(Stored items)

◇ ◇ ◇ ◇ ◇

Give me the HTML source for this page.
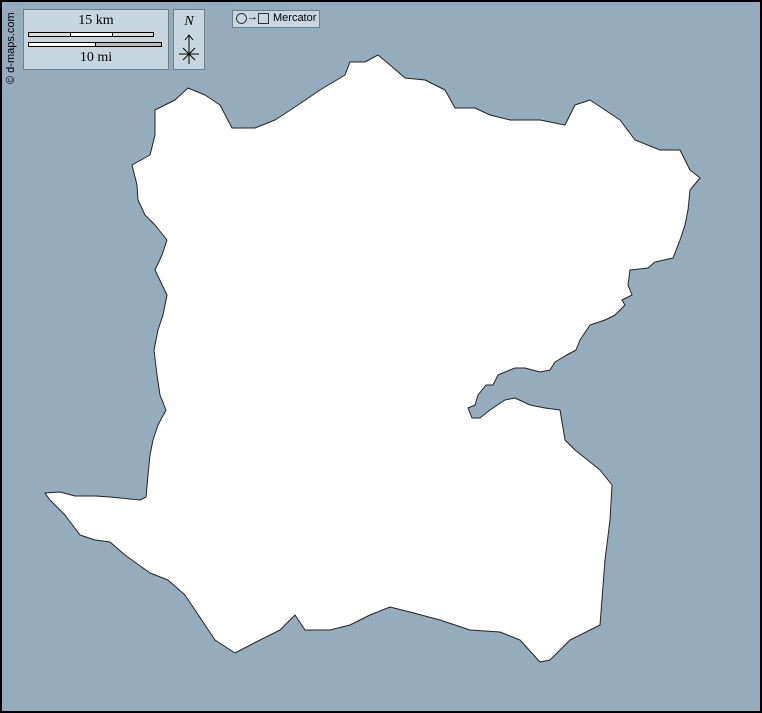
<!DOCTYPE html>
<html><head><meta charset="utf-8"><style>
html,body{margin:0;padding:0;width:762px;height:713px;overflow:hidden;background:#94acbb;font-family:"Liberation Serif",serif}
.frame{position:absolute;left:0;top:0;width:758px;height:709px;border:2px solid #000}
.box{position:absolute;background:#c8d7df;border:1px solid #6e7f88}
</style></head><body>
<svg width="762" height="713" style="position:absolute;left:0;top:0">
<path fill="#fff" stroke="#222" stroke-width="1" stroke-linejoin="round" d="M45,493 L60,492 75,496 95,496 110,497 140,500 146,497 148,475 150,455 153,440 158,425 166,410 160,395 157,375 154,350 158,330 163,315 167,295 155,270 162,255 167,240 155,225 145,215 138,200 137,185 132,165 150,155 155,135 155,110 175,100 188,88 205,95 220,105 232,128 255,128 275,120 295,107 320,90 345,75 350,62 365,62 378,55 390,65 405,78 425,80 445,90 455,108 475,108 490,115 510,120 540,120 565,125 575,105 590,100 605,110 620,120 635,140 660,150 680,150 690,170 700,178 690,190 688,210 685,225 680,240 673,258 655,262 648,268 630,270 628,285 632,295 622,300 625,305 615,315 605,320 590,325 580,340 576,350 565,356 555,362 550,370 540,372 525,368 515,368 505,372 498,375 493,385 486,385 478,395 475,405 468,408 472,418 480,418 490,410 505,400 515,398 530,405 545,408 560,410 565,440 575,450 600,470 612,485 610,520 605,560 600,625 570,640 550,660 540,662 520,640 500,632 470,630 440,620 410,612 390,607 370,615 350,625 330,630 305,630 295,615 280,630 260,640 235,653 215,640 195,610 185,595 168,580 150,573 125,555 110,542 95,540 80,535 65,515 50,500 Z"/>
</svg>
<div class="frame"></div>
<div style="position:absolute;left:1px;top:8px;width:20px;height:80px;">
<div style="position:absolute;left:-30px;top:30px;width:80px;transform:rotate(-90deg);font:11px 'Liberation Sans',sans-serif;color:#000;white-space:nowrap">© d-maps.com</div></div>
<div class="box" style="left:23px;top:9px;width:144px;height:59px">
<div style="position:absolute;left:0;right:0;top:3px;text-align:center;font-size:14px">15 km</div>
<div style="position:absolute;left:4px;top:22px;width:124px;height:3px;border:1px solid #000;background:#ddd"></div>
<div style="position:absolute;left:46px;top:22px;width:41px;height:3px;border-left:1px solid #000;border-right:1px solid #000;border-top:1px solid #000;border-bottom:1px solid #000;background:#fff"></div>
<div style="position:absolute;left:4px;top:32px;width:132px;height:3px;border:1px solid #000;background:#bbb"></div>
<div style="position:absolute;left:4px;top:32px;width:66px;height:3px;border:1px solid #000;background:#fff"></div>
<div style="position:absolute;left:0;right:0;top:40px;text-align:center;font-size:14px">10 mi</div>
</div>
<div class="box" style="left:173px;top:9px;width:30px;height:59px">
<div style="position:absolute;left:0;right:0;top:4px;text-align:center;font-size:14px;font-style:italic">N</div>
<svg width="30" height="40" style="position:absolute;left:0;top:22px"><path d="M15,4 V32 M11,8 L15,3 19,8 M5,22 H25 M9,16 L21,28 M21,16 L9,28" stroke="#000" fill="none" stroke-width="1"/></svg>
</div>
<div class="box" style="left:232px;top:10px;width:86px;height:16px;font:11px 'Liberation Sans',sans-serif">
<span style="position:absolute;left:3px;top:2px;width:9px;height:9px;border:1px solid #333;border-radius:50%"></span>
<span style="position:absolute;left:14px;top:0px">→</span>
<span style="position:absolute;left:25px;top:2px;width:9px;height:9px;border:1px solid #333"></span>
<span style="position:absolute;left:40px;top:1px">Mercator</span>
</div>
</body></html>
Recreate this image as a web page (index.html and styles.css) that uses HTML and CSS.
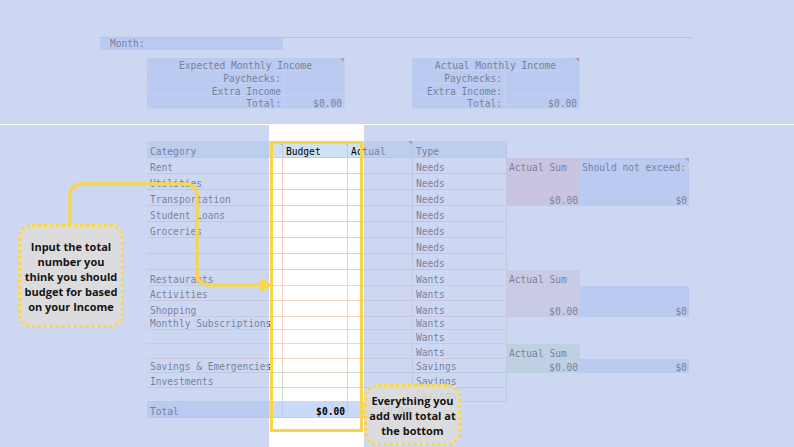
FILE: index.html
```html
<!DOCTYPE html>
<html lang="en">
<head>
<meta charset="utf-8">
<title>Monthly Budget</title>
<link rel="stylesheet" href="styles.css">
</head>
<body>
<div class="page">
  <div class="sheet">
    <div class="month-row"><div class="month-cell">Month:</div></div>

    <div class="income-row">
      <div class="income expected">
        <div class="inc-head comment">Expected Monthly Income</div>
        <div class="inc-label">Paychecks:</div><div class="inc-val"></div>
        <div class="inc-label">Extra Income</div><div class="inc-val"></div>
        <div class="inc-label">Total:</div><div class="inc-val">$0.00</div>
      </div>
      <div class="income actual">
        <div class="inc-head comment">Actual Monthly Income</div>
        <div class="inc-label">Paychecks:</div><div class="inc-val"></div>
        <div class="inc-label">Extra Income:</div><div class="inc-val"></div>
        <div class="inc-label">Total:</div><div class="inc-val">$0.00</div>
      </div>
    </div>

    <div class="budget">
      <div class="tbl">
        <div class="row head"><div class="c comment">Category</div><div class="c comment budget-h">Budget</div><div class="c comment">Actual</div><div class="c">Type</div></div>
        <div class="row needs"><div class="c">Rent</div><div class="c"></div><div class="c"></div><div class="c">Needs</div></div>
        <div class="row needs"><div class="c">Utilities</div><div class="c"></div><div class="c"></div><div class="c">Needs</div></div>
        <div class="row needs"><div class="c">Transportation</div><div class="c"></div><div class="c"></div><div class="c">Needs</div></div>
        <div class="row needs"><div class="c">Student Loans</div><div class="c"></div><div class="c"></div><div class="c">Needs</div></div>
        <div class="row needs"><div class="c">Groceries</div><div class="c"></div><div class="c"></div><div class="c">Needs</div></div>
        <div class="row needs"><div class="c"></div><div class="c"></div><div class="c"></div><div class="c">Needs</div></div>
        <div class="row needs"><div class="c"></div><div class="c"></div><div class="c"></div><div class="c">Needs</div></div>
        <div class="row wants"><div class="c">Restaurants</div><div class="c"></div><div class="c"></div><div class="c">Wants</div></div>
        <div class="row wants"><div class="c">Activities</div><div class="c"></div><div class="c"></div><div class="c">Wants</div></div>
        <div class="row wants"><div class="c">Shopping</div><div class="c"></div><div class="c"></div><div class="c">Wants</div></div>
        <div class="row wants"><div class="c">Monthly Subscriptions</div><div class="c"></div><div class="c"></div><div class="c">Wants</div></div>
        <div class="row wants"><div class="c"></div><div class="c"></div><div class="c"></div><div class="c">Wants</div></div>
        <div class="row wants"><div class="c"></div><div class="c"></div><div class="c"></div><div class="c">Wants</div></div>
        <div class="row saves"><div class="c">Savings &amp; Emergencies</div><div class="c"></div><div class="c"></div><div class="c">Savings</div></div>
        <div class="row saves"><div class="c">Investments</div><div class="c"></div><div class="c"></div><div class="c">Savings</div></div>
        <div class="row saves"><div class="c"></div><div class="c"></div><div class="c"></div><div class="c">Savings</div></div>
        <div class="row total"><div class="c">Total</div><div class="c num strong">$0.00</div><div class="c num">$0.00</div><div class="c plain"></div></div>
      </div>

      <div class="side">
        <div class="blk needs-sum"><span>Actual Sum</span><span class="num">$0.00</span></div>
        <div class="blk needs-cap comment"><span>Should not exceed:</span><span class="num">$0</span></div>
        <div class="blk wants-sum"><span>Actual Sum</span><span class="num">$0.00</span></div>
        <div class="blk wants-cap"><span class="num">$0</span></div>
        <div class="blk save-sum"><span>Actual Sum</span><span class="num">$0.00</span></div>
        <div class="blk save-cap"><span class="num">$0</span></div>
      </div>
    </div>
  </div>

  <div class="shade shade-top"></div>
  <div class="shade shade-left"></div>
  <div class="shade shade-right"></div>

  <div class="focus-box"></div>

  <svg class="arrow" width="794" height="447" viewBox="0 0 794 447">
    <path d="M70 224 V196 Q70 184 82 184 H185 Q197 184 197 196 V273 Q197 285 209 285 H262" fill="none" stroke="#f8d64c" stroke-width="3.5" stroke-linecap="round" stroke-linejoin="round"/>
    <path d="M261 279 L271 285 L261 291 Z" fill="#f8d64c" stroke="#f8d64c" stroke-width="1.5" stroke-linejoin="round"/>
  </svg>

  <div class="callout callout-left">Input the total<br>number you<br>think you should<br>budget for based<br>on your Income</div>
  <div class="callout callout-bottom">Everything you<br>add will total at<br>the bottom</div>
</div>
</body>
</html>
```

FILE: styles.css
```css
* { box-sizing: border-box; }

html, body {
  margin: 0;
  padding: 0;
  background: #ffffff;
}

.page {
  position: relative;
  width: 794px;
  height: 447px;
  overflow: hidden;
  background: #ffffff;
  font-family: "DejaVu Sans Mono", "Liberation Mono", monospace;
  font-size: 9.6px;
  color: #000;
}

.sheet {
  padding-top: 37px;
}

/* ---------- month ---------- */
.month-row {
  margin-left: 100px;
  width: 593px;
  border-top: 1px solid #b8c2d8;
}

.month-cell {
  width: 183px;
  height: 12px;
  line-height: 12px;
  padding-left: 10px;
  background: #c9daf8;
}

/* ---------- income tables ---------- */
.income-row {
  display: flex;
  gap: 67px;
  margin-top: 8px;
  padding-left: 147px;
}

.income {
  display: grid;
  grid-template-rows: 13px 13px 12px 13px;
  background: #c9daf8;
}

.expected { grid-template-columns: 137px 61px; }
.actual { grid-template-columns: 93px 75px; }

.income > div {
  border-right: 1px solid #dfe8fb;
  border-bottom: 1px solid #dfe8fb;
  line-height: 11px;
  padding-top: 2px;
  white-space: nowrap;
}

.inc-head {
  grid-column: 1 / -1;
  text-align: center;
}

.inc-label {
  text-align: right;
  padding-right: 2px;
}

.inc-val {
  text-align: right;
  padding-right: 2px;
}

/* ---------- budget table ---------- */
.budget {
  display: flex;
  margin-top: 32px;
  padding-left: 147px;
}

.tbl, .side {
  display: grid;
  grid-template-rows: 17px 16px 16px 16px 16px 16px 16px 16px 16px 15px 16px 13px 14px 15px 14px 15px 14px 16px;
}

.tbl {
  grid-template-columns: 136px 65px 65px 94px;
}

.side {
  grid-template-columns: 73px 109px;
}

.row { display: contents; }
.row.head { --line: #b7cde9; --bg: #cfe2f3; }
.row.needs { --line: #f2c9c6; --bg: #ffffff; }
.row.wants { --line: #f8d6bd; --bg: #ffffff; }
.row.saves { --line: #cfe0c8; --bg: #ffffff; }
.row.total { --line: #b9cdf0; --bg: #c9daf8; }

.c {
  position: relative;
  display: flex;
  align-items: flex-end;
  padding: 0 3px;
  line-height: 10px;
  white-space: nowrap;
  background: var(--bg);
  border-right: 1px solid var(--line);
  border-bottom: 1px solid var(--line);
}

.c.num {
  justify-content: flex-end;
  padding-right: 2px;
}

.c.strong { font-weight: bold; }

.c.plain {
  background: transparent;
  border-color: transparent;
}

/* ---------- sum blocks ---------- */
.blk {
  position: relative;
  display: flex;
  flex-direction: column;
  justify-content: space-between;
  padding: 5px 2px 0;
  line-height: 10px;
  white-space: nowrap;
}

.blk .num { text-align: right; }

.needs-sum { grid-row: 2 / 5; grid-column: 1; background: #f4cccc; }
.needs-cap { grid-row: 2 / 5; grid-column: 2; background: #c9daf8; }
.wants-sum { grid-row: 9 / 12; grid-column: 1; background: #f3dcd6; }
.wants-cap { grid-row: 10 / 12; grid-column: 2; background: #c9daf8; justify-content: flex-end; }
.save-sum { grid-row: 14 / 16; grid-column: 1; background: #d9ead3; }
.save-cap { grid-row: 15 / 16; grid-column: 2; background: #c9daf8; justify-content: flex-end; }

/* comment markers */
.comment { position: relative; }
.comment::after {
  content: "";
  position: absolute;
  top: 0;
  right: 0;
  border-top: 4px solid #e0443a;
  border-left: 4px solid transparent;
}

/* ---------- shading overlay ---------- */
.shade {
  position: absolute;
  background: rgba(178, 194, 235, 0.65);
}

.shade-top { left: 0; top: 0; width: 794px; height: 124px; }
.shade-left { left: 0; top: 125px; width: 269px; height: 322px; }
.shade-right { left: 364px; top: 125px; width: 430px; height: 322px; }

/* ---------- highlight + annotations ---------- */
.focus-box {
  position: absolute;
  left: 270px;
  top: 141px;
  width: 93px;
  height: 291px;
  border: 3px solid #f8d64c;
}

.arrow {
  position: absolute;
  left: 0;
  top: 0;
}

.callout {
  position: absolute;
  display: flex;
  align-items: center;
  justify-content: center;
  text-align: center;
  white-space: nowrap;
  font-family: "Open Sans", "Liberation Sans", sans-serif;
  font-weight: 700;
  font-size: 11px;
  line-height: 15px;
  color: #141414;
  background: rgba(224, 221, 216, 0.8);
  border: 3px dotted #f8d64c;
  border-radius: 14px;
}

.callout-left {
  left: 18px;
  top: 224px;
  width: 106px;
  height: 104px;
}

.callout-bottom {
  left: 364px;
  top: 384px;
  width: 97px;
  height: 62px;
}
```
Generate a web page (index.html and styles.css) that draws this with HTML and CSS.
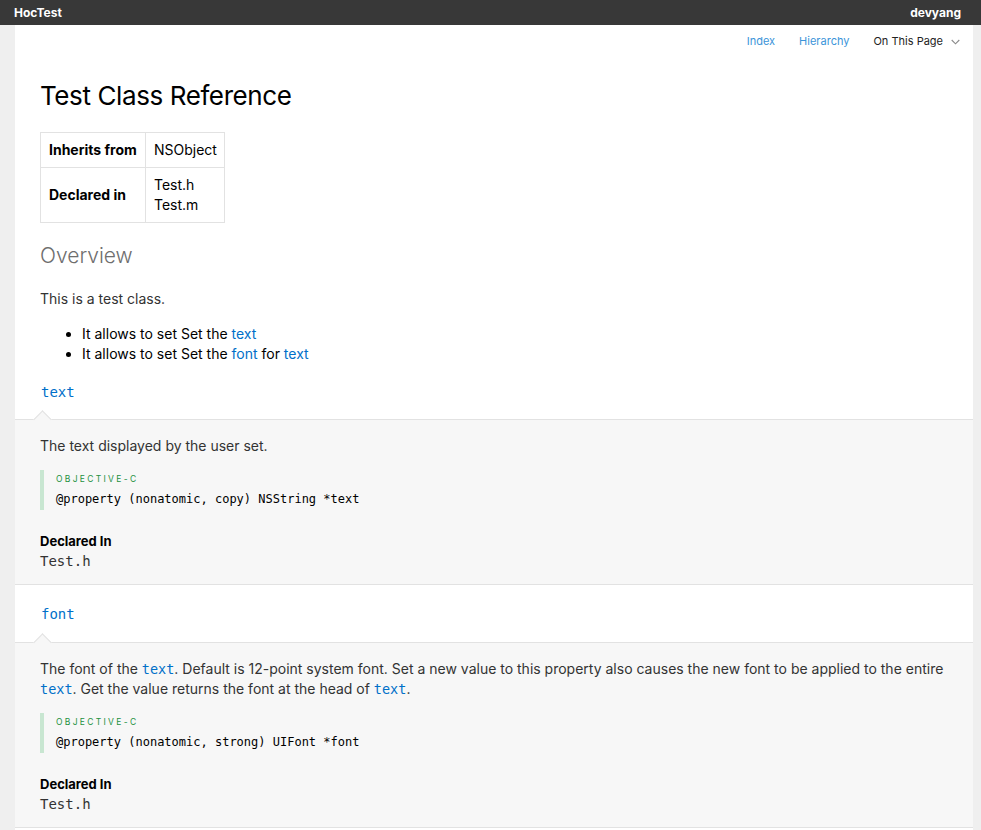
FILE: index.html
```html
<!DOCTYPE html>
<html lang="en">
<head>
<meta charset="utf-8">
<title>Test Class Reference</title>
<link rel="stylesheet" href="styles.css">
</head>
<body>
<header class="topbar">
  <span class="brand">HocTest</span>
  <span class="author">devyang</span>
</header>
<main class="page">
  <nav class="nav">
    <a class="nav-link" href="#">Index</a>
    <a class="nav-link" href="#">Hierarchy</a>
    <span class="nav-menu">On This Page
      <svg class="chev" width="9" height="6" viewBox="0 0 9 6"><path d="M0.7 1 L4.5 4.8 L8.3 1" fill="none" stroke="#8a8a8a" stroke-width="1.1"/></svg>
    </span>
  </nav>
  <div class="intro">
    <h1 class="title">Test Class Reference</h1>
    <table class="info">
      <tr><th>Inherits from</th><td>NSObject</td></tr>
      <tr><th>Declared in</th><td>Test.h<br>Test.m</td></tr>
    </table>
    <h2 class="overview">Overview</h2>
    <p class="para">This is a test class.</p>
    <ul class="list">
      <li>It allows to set Set the <a href="#">text</a></li>
      <li>It allows to set Set the <a href="#">font</a> for <a href="#">text</a></li>
    </ul>
  </div>

  <section class="prop">
    <div class="prop-head"><a class="mono-link" href="#">text</a></div>
    <div class="prop-body">
      <p class="para">The text displayed by the user set.</p>
      <div class="code">
        <div class="lang">OBJECTIVE-C</div>
        <code>@property (nonatomic, copy) NSString *text</code>
      </div>
      <div class="decl-label">Declared In</div>
      <div class="decl-file">Test.h</div>
    </div>
  </section>

  <section class="prop">
    <div class="prop-head"><a class="mono-link" href="#">font</a></div>
    <div class="prop-body">
      <p class="para">The font of the <a class="inline-mono" href="#">text</a>. Default is 12-point system font. Set a new value to this property also causes the new font to be applied to the entire <a class="inline-mono" href="#">text</a>. Get the value returns the font at the head of <a class="inline-mono" href="#">text</a>.</p>
      <div class="code">
        <div class="lang">OBJECTIVE-C</div>
        <code>@property (nonatomic, strong) UIFont *font</code>
      </div>
      <div class="decl-label">Declared In</div>
      <div class="decl-file">Test.h</div>
    </div>
  </section>
</main>
</body>
</html>
```
FILE: styles.css
```css
* { box-sizing: border-box; }
html, body { margin: 0; padding: 0; }
body {
  background: #efefef;
  font-family: "Inter", "Liberation Sans", sans-serif;
  color: #333;
  min-height: 830px;
}
a { color: #0070c9; text-decoration: none; }

.topbar {
  height: 25px;
  background: #383838;
  color: #fff;
  display: flex;
  justify-content: space-between;
  align-items: center;
  padding: 0 20px 0 14px;
  font-size: 12px;
  font-weight: 700;
}

.page {
  background: #fff;
  margin: 0 8px 0 15px;
  min-height: 805px;
}

.nav {
  display: flex;
  justify-content: flex-end;
  align-items: center;
  gap: 24px;
  padding: 0 13px 0 0;
  height: 32px;
  font-size: 11px;
}
.nav-link { color: #3b94d9; }
.nav-menu { color: #222; display: flex; align-items: center; gap: 8px; }
.chev { display: block; margin-top: 1px; }

.intro { padding: 0 25px; }
.title {
  margin: 21px 0 0;
  font-size: 26px;
  font-weight: 400;
  color: #000;
  line-height: 36px;
  letter-spacing: -0.4px;
}
.info {
  border-collapse: collapse;
  margin-top: 18px;
  font-size: 14px;
  color: #000;
}
.info th, .info td {
  border: 1px solid #e2e2e2;
  padding: 7px 7px 7px 8px;
  line-height: 20px;
  text-align: left;
  vertical-align: middle;
}
.info th { font-weight: 700; width: 105px; }
.info td { width: 79px; }

.overview {
  margin: 20px 0 0;
  font-size: 21px;
  font-weight: 300;
  color: #6e6e6e;
  line-height: 26px;
}
.para {
  margin: 0;
  font-size: 14px;
  line-height: 20px;
  color: #333;
}
.intro .para { margin-top: 20px; }
.list {
  margin: 15px 0 0;
  padding-left: 42px;
  font-size: 14px;
  line-height: 20px;
  color: #000;
}

.prop-head {
  position: relative;
  height: 58px;
  padding: 18px 25px 0;
  border-bottom: 1px solid #e2e2e2;
  background: #fff;
}
.intro + .prop .prop-head { height: 56px; padding-top: 17px; }
.prop-head::after {
  content: "";
  position: absolute;
  left: 21px;
  bottom: -7px;
  width: 12px;
  height: 12px;
  background: #f7f7f7;
  border-left: 1px solid #e2e2e2;
  border-top: 1px solid #e2e2e2;
  transform: rotate(45deg);
}
.mono-link, .inline-mono {
  font-family: "DejaVu Sans Mono", "Liberation Mono", monospace;
}
.mono-link { font-size: 14px; line-height: 20px; margin-left: 1px; }
.inline-mono { font-size: 13.5px; }

.prop-body {
  background: #f7f7f7;
  padding: 16px 25px 13px;
  border-bottom: 1px solid #e2e2e2;
}
.code {
  margin-top: 14px;
  border-left: 4px solid #c8e6d1;
  padding: 2px 0 2px 12px;
}
.lang {
  font-size: 8.5px;
  letter-spacing: 2.3px;
  color: #23913f;
  line-height: 14px;
}
.code code {
  display: block;
  margin-top: 4px;
  font-family: "DejaVu Sans Mono", "Liberation Mono", monospace;
  font-size: 12px;
  line-height: 18px;
  color: #000;
}
.decl-label {
  margin-top: 21px;
  font-size: 13px;
  font-weight: 700;
  color: #000;
  line-height: 20px;
}
.decl-file {
  font-family: "DejaVu Sans Mono", "Liberation Mono", monospace;
  font-size: 14px;
  line-height: 20px;
  color: #333;
}
```
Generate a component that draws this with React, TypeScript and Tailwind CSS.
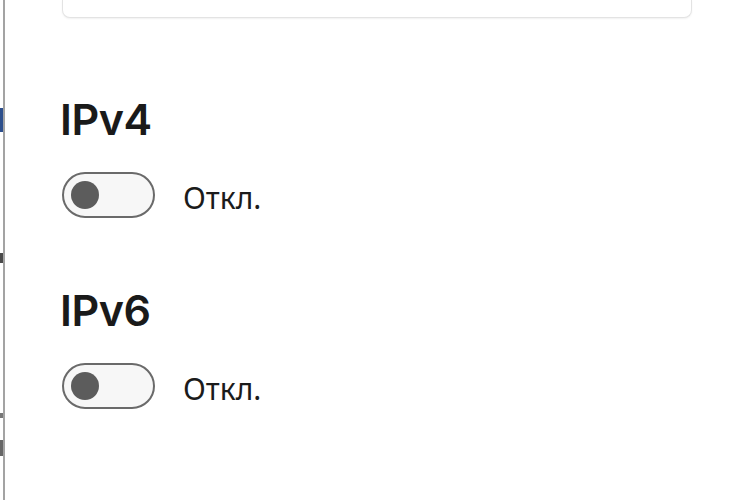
import { useState } from 'react';

function Toggle({ on, onChange }: { on: boolean; onChange: (v: boolean) => void }) {
  return (
    <button
      onClick={() => onChange(!on)}
      className={`relative w-[93px] h-[46px] rounded-full border-2 flex items-center px-[7px] shrink-0 ${
        on ? 'bg-[#005fb8] border-[#005fb8] justify-end' : 'bg-[#f7f7f7] border-[#6a6a6a] justify-start'
      }`}
    >
      <span className={`w-[28px] h-[28px] rounded-full ${on ? 'bg-white' : 'bg-[#5c5c5c]'}`} />
    </button>
  );
}

function Section({ title }: { title: string }) {
  const [on, setOn] = useState(false);
  return (
    <div className="flex flex-col">
      <h2
        className="text-[43px] leading-[52px] font-semibold text-[#1a1a1a] -ml-[2px] tracking-[-0.5px]"
        style={{ fontFamily: 'Inter, "Noto Sans", sans-serif' }}
      >
        {title}
      </h2>
      <div className="flex items-center gap-[28px] mt-[27px]">
        <Toggle on={on} onChange={setOn} />
        <span className="text-[30px] leading-[40px] text-[#1b1b1b] mt-[5px]">{on ? 'Вкл.' : 'Откл.'}</span>
      </div>
    </div>
  );
}

export default function App() {
  return (
    <div className="w-[750px] h-[500px] bg-white flex overflow-hidden" style={{ fontFamily: '"Noto Sans", "Open Sans", sans-serif' }}>
      {/* cut-off sidebar on the left */}
      <div className="w-[3px] flex flex-col shrink-0">
        <div className="h-[108px]" />
        <div className="h-[24px] bg-[#2d4f8c]" />
        <div className="h-[121px]" />
        <div className="h-[10px] bg-[#4a4a4a]" />
        <div className="h-[150px]" />
        <div className="h-[5px] bg-[#777]" />
        <div className="h-[22px]" />
        <div className="h-[16px] bg-[#666]" />
      </div>
      <div className="w-[2px] bg-[#a3a3a3] shrink-0" />

      <div className="flex-1 pl-[57px] flex flex-col">
        <div className="w-[630px] h-[18px] bg-white rounded-b-[8px] border-x border-b border-[#e3e3e3] shadow-[0_1px_2px_rgba(0,0,0,0.06)]" />

        <div className="flex flex-col gap-[66px] mt-[75px]">
          <Section title="IPv4" />
          <Section title="IPv6" />
        </div>
      </div>
    </div>
  );
}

◇ ◇ ◇ ◇ ◇

- _WORK REQUIRED_
Count the lines of the material that include the word "Generate", then state only the total.

- _EXERCISE OUTPUT_
2